DECCA/MCA Producer Owen Bradley advised him that he would have to record or be dropped. He did not have the strength at the time to go on recording. It would be another 15 years before he returned to the studio and went back on the road. Warner says, "I know first hand life's direction can change in the blink of an eye." He still suffers bouts of pain, to this day, from the 13 surgeries he had to undergo as a result of the accident.
Warner is one of the few musicians actually born in Nashville. His parents were both Tennessee natives, and his father was a minister. When Warner was 9 years old, his parents moved the family (including Warner and his two sisters, Juanita and Dean) to Vicksburg, Mississippi.
His successes include 40 chart-busting hits, including such greats as "The Bridge Washed Out," "Talkin' to the Wall," Is it Wrong (for Loving You)," "Sittin' in an All Night Cafe," "Driftin' Apart," "After the Lights Go Out," and "It Takes a Lot of Money." The list goes on and on.

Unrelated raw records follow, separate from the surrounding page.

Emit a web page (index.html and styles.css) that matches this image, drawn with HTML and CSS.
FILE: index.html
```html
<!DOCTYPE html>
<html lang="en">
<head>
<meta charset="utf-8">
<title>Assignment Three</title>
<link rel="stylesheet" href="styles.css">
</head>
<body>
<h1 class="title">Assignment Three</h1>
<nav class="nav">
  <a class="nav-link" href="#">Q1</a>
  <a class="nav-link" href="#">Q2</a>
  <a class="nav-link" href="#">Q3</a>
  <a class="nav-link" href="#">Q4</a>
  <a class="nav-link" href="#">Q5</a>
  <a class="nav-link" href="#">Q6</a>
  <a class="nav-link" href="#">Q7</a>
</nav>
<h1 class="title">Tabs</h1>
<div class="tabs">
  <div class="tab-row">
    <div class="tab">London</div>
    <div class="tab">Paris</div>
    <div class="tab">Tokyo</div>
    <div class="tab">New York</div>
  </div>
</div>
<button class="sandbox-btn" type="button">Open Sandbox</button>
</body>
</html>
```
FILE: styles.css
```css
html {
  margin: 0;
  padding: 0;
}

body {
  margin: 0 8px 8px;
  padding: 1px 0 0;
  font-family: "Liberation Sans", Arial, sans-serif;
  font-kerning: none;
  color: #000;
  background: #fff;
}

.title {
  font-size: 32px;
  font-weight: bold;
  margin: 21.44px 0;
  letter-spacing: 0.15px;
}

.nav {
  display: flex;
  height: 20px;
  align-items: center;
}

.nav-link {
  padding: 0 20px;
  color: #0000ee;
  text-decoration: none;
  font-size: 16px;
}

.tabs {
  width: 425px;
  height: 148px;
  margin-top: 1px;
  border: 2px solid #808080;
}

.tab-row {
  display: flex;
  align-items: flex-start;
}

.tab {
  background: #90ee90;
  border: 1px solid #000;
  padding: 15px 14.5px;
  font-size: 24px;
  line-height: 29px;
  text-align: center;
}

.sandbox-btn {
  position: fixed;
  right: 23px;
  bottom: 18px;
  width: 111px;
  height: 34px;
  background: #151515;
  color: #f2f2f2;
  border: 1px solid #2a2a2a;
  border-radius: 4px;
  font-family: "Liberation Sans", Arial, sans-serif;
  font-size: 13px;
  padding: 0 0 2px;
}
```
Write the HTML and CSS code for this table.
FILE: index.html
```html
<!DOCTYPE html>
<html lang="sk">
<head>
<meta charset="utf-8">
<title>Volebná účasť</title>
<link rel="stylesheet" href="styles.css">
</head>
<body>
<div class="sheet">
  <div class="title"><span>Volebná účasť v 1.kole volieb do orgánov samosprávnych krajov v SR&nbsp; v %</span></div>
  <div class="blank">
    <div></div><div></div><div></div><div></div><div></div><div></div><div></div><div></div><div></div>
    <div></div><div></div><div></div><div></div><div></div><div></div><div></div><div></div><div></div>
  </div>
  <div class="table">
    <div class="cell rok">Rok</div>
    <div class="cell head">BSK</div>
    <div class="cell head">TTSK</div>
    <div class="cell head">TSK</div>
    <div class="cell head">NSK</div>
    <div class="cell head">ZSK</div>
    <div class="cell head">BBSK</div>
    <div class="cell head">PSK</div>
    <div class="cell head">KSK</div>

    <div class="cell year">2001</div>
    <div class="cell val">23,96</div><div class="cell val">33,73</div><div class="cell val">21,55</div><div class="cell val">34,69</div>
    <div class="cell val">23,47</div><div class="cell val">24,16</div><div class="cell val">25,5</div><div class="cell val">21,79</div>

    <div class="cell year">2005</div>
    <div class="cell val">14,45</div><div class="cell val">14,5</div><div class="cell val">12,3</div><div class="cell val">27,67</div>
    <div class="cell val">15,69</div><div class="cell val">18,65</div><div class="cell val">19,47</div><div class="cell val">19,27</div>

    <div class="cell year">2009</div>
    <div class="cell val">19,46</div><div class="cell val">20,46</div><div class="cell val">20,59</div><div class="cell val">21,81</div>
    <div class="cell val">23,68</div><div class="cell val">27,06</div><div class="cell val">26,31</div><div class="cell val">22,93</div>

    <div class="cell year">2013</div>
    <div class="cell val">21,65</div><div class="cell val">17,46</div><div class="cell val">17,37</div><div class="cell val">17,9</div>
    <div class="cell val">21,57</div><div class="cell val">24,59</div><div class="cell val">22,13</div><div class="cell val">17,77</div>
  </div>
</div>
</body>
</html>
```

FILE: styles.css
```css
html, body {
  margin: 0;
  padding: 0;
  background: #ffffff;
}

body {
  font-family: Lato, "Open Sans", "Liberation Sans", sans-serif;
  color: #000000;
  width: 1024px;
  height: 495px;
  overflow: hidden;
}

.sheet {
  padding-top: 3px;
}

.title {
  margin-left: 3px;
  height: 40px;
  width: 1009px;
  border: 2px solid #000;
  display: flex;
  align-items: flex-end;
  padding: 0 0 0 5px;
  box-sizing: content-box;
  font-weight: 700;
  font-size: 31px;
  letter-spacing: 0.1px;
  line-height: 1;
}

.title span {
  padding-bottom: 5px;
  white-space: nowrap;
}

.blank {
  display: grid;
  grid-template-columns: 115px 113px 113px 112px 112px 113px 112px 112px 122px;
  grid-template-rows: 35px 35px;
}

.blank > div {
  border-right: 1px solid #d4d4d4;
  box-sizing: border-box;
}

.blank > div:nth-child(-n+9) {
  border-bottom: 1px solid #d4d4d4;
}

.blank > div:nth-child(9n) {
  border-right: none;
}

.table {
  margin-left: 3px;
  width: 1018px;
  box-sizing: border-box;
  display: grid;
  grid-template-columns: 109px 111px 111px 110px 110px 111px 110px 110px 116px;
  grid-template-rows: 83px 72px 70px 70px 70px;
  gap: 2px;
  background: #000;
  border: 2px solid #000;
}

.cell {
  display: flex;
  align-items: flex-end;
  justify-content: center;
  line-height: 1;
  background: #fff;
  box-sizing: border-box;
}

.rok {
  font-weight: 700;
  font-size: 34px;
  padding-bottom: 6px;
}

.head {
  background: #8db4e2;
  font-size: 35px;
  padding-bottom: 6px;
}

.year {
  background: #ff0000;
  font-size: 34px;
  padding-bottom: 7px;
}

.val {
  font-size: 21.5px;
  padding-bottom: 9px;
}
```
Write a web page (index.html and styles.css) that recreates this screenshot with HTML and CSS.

Warner wrote "Is it Wrong (for Loving You)" at the age of 13, after failed teenage romance. It stayed on the Billboard Magazine's Top Ten for 36 weeks and is on the album "The 30 Greatest Country Songs."
He performed more radio shows for the U.S. Air Force than any other Country Blues artist. In 1965 he was the first Country artist to record Coca Cola commercials worldwide. A leading music industry magazine ranked him 6th among all Country singers. He has received numerous awards for his recording accomplishments and song writing. In 1991 he was inducted into the American Academy of Country Music Hall of Fame. Many have copied his sound, but none have been able to duplicate his unique style. As a music row executive once stated, "There's only one Warner Mack." Country Music legend Mel Tillis says of Warner, "He just doesn't hit bad notes; he's a natural when it comes to singing."
Warner, a true "Son of the South," still resides in Tennessee, but looks forward to returning to his beloved Mississippi.
Warner Mack now records for Bridgewood Music, owned by Warner and his patron, Jim McLean. Warner says of his friend Jim, "I've known him for 36 years, and have the greatest respect for him. What a true friend he has been, always there--hot or cold, day or night."
Warner currently has two hit songs on SoundClick.com: "Bring Your Own Blues," (from the album "Dixie Vibrations") and "Pray for Your Country."